- [Information shown]:
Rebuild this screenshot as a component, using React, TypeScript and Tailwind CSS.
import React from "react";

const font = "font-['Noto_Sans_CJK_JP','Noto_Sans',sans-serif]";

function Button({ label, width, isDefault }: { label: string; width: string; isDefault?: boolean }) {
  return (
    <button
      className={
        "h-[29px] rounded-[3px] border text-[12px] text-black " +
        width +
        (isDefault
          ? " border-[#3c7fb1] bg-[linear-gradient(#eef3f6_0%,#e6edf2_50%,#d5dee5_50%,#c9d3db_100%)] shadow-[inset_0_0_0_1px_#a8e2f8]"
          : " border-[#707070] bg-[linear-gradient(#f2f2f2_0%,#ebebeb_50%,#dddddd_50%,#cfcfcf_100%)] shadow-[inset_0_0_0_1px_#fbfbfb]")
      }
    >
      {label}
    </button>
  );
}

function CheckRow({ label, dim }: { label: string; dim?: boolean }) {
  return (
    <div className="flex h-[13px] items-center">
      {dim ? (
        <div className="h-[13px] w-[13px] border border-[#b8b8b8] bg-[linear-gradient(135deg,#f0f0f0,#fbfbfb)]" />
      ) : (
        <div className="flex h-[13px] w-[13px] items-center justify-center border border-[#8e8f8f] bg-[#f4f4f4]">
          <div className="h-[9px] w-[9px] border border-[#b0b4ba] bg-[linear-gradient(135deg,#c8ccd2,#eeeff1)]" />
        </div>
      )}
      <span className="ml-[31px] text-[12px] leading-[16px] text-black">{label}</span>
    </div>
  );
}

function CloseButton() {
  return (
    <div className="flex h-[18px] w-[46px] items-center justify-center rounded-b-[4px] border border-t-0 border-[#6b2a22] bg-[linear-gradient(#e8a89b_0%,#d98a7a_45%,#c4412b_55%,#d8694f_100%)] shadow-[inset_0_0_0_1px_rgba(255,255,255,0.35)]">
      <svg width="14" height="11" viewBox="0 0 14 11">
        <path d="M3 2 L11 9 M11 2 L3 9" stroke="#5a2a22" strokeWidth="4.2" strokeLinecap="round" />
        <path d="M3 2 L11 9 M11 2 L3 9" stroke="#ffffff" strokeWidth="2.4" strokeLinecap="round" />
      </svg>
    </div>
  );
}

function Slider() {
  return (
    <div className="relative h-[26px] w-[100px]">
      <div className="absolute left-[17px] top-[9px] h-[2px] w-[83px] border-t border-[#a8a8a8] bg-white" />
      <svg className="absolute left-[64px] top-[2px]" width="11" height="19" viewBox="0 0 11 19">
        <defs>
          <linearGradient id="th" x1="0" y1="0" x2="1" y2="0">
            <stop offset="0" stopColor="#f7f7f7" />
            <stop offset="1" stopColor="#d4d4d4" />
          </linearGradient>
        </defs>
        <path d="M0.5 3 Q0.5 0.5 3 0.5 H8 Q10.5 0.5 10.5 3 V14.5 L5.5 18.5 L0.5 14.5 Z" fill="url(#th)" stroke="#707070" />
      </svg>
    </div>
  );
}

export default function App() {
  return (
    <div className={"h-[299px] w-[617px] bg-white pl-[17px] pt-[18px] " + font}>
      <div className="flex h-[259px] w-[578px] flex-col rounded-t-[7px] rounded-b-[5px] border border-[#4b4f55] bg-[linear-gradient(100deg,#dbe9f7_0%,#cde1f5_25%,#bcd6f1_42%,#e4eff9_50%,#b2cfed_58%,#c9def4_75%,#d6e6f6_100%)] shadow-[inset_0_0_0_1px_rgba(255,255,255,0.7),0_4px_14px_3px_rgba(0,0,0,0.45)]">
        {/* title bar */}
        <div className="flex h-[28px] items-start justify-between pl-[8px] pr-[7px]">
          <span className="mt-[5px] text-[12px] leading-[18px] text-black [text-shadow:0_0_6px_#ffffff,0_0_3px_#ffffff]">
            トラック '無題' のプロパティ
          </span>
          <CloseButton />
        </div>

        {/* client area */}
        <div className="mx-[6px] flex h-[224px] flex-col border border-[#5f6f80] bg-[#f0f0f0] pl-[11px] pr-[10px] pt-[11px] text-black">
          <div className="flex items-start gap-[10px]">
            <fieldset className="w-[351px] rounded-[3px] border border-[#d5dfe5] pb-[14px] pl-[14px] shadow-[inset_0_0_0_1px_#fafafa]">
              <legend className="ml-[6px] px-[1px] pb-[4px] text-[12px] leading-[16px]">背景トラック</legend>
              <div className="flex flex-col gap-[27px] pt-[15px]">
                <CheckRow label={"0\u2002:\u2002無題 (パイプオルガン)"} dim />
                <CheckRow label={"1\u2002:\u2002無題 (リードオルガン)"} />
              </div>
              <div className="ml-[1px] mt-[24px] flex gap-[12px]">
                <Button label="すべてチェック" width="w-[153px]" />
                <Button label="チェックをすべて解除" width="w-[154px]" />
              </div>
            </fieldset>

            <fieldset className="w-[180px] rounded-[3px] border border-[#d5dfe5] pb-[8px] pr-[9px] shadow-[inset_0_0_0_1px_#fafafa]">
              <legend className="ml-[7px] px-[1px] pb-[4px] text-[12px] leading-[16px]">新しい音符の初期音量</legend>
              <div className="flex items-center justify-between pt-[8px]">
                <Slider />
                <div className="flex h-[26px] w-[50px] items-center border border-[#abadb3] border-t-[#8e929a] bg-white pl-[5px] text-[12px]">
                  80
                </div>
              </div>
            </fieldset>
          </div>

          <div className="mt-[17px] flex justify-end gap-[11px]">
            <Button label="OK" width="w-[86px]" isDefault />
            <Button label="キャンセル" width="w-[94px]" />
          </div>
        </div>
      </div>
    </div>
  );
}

---

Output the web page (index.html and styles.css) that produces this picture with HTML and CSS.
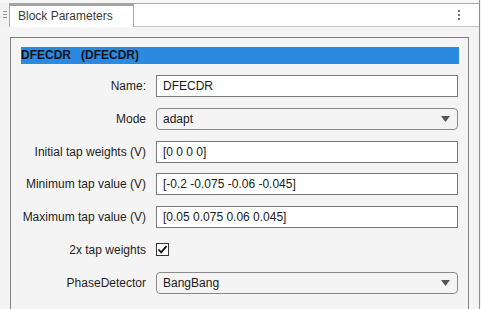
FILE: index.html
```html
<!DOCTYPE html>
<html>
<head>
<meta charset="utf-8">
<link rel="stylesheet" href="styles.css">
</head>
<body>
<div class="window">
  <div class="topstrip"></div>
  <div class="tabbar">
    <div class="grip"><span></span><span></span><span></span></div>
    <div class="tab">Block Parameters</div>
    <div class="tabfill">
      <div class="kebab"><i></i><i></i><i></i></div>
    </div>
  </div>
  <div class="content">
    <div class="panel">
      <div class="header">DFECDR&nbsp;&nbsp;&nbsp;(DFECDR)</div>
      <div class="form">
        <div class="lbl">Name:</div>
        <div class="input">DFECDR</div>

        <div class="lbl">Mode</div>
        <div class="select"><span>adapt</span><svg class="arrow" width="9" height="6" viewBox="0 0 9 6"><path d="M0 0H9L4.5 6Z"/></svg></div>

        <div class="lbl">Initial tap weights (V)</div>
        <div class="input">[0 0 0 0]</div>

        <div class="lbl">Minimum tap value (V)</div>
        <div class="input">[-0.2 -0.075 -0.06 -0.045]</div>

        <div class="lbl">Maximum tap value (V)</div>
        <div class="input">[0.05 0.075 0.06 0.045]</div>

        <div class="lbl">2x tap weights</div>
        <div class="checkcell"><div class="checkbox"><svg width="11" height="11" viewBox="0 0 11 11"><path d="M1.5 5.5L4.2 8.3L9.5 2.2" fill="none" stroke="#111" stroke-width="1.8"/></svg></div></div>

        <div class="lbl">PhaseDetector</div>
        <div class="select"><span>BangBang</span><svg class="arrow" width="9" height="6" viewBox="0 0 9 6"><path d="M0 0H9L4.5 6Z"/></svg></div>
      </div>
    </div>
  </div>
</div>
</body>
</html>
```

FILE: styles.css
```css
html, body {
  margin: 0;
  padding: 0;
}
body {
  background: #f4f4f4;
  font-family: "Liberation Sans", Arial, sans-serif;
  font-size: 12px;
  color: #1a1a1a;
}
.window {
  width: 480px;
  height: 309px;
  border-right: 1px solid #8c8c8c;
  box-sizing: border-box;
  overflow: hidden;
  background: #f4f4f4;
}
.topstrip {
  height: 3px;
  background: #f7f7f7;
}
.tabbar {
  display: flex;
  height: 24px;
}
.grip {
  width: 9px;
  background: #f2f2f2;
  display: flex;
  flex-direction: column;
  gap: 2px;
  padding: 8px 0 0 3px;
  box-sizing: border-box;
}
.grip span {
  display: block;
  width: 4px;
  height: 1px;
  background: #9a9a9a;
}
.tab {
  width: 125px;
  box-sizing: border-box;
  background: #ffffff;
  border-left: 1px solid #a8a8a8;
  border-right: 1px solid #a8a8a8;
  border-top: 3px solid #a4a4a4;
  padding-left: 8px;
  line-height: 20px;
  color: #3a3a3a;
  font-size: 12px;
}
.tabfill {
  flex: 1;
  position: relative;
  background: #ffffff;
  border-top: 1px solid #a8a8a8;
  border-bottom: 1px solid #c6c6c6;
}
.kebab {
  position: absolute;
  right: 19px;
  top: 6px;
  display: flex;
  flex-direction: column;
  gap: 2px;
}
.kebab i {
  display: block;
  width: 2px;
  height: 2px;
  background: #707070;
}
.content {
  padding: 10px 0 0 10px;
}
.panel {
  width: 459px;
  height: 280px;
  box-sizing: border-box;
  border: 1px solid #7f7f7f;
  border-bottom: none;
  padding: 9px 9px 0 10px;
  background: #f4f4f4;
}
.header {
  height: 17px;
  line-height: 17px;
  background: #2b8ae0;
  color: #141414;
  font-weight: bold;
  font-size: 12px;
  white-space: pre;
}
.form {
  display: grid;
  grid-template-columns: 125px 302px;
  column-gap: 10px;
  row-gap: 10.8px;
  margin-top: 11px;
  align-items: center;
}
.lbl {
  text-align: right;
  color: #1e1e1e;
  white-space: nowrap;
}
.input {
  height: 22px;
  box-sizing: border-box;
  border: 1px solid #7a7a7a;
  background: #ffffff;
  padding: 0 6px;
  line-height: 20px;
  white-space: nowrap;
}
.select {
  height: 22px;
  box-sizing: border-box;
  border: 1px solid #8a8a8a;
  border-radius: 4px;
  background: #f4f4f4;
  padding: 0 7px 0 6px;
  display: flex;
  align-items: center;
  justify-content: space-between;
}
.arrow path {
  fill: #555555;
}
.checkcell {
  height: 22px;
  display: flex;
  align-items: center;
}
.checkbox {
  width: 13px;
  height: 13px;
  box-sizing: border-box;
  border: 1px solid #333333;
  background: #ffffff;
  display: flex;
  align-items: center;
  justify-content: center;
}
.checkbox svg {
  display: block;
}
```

- [Problem description]:
Select every line of the records holding the string "styles".

- [Completed task]:
Output the web page (index.html and styles.css) that produces this picture with HTML and CSS.
<link rel="stylesheet" href="styles.css">
FILE: styles.css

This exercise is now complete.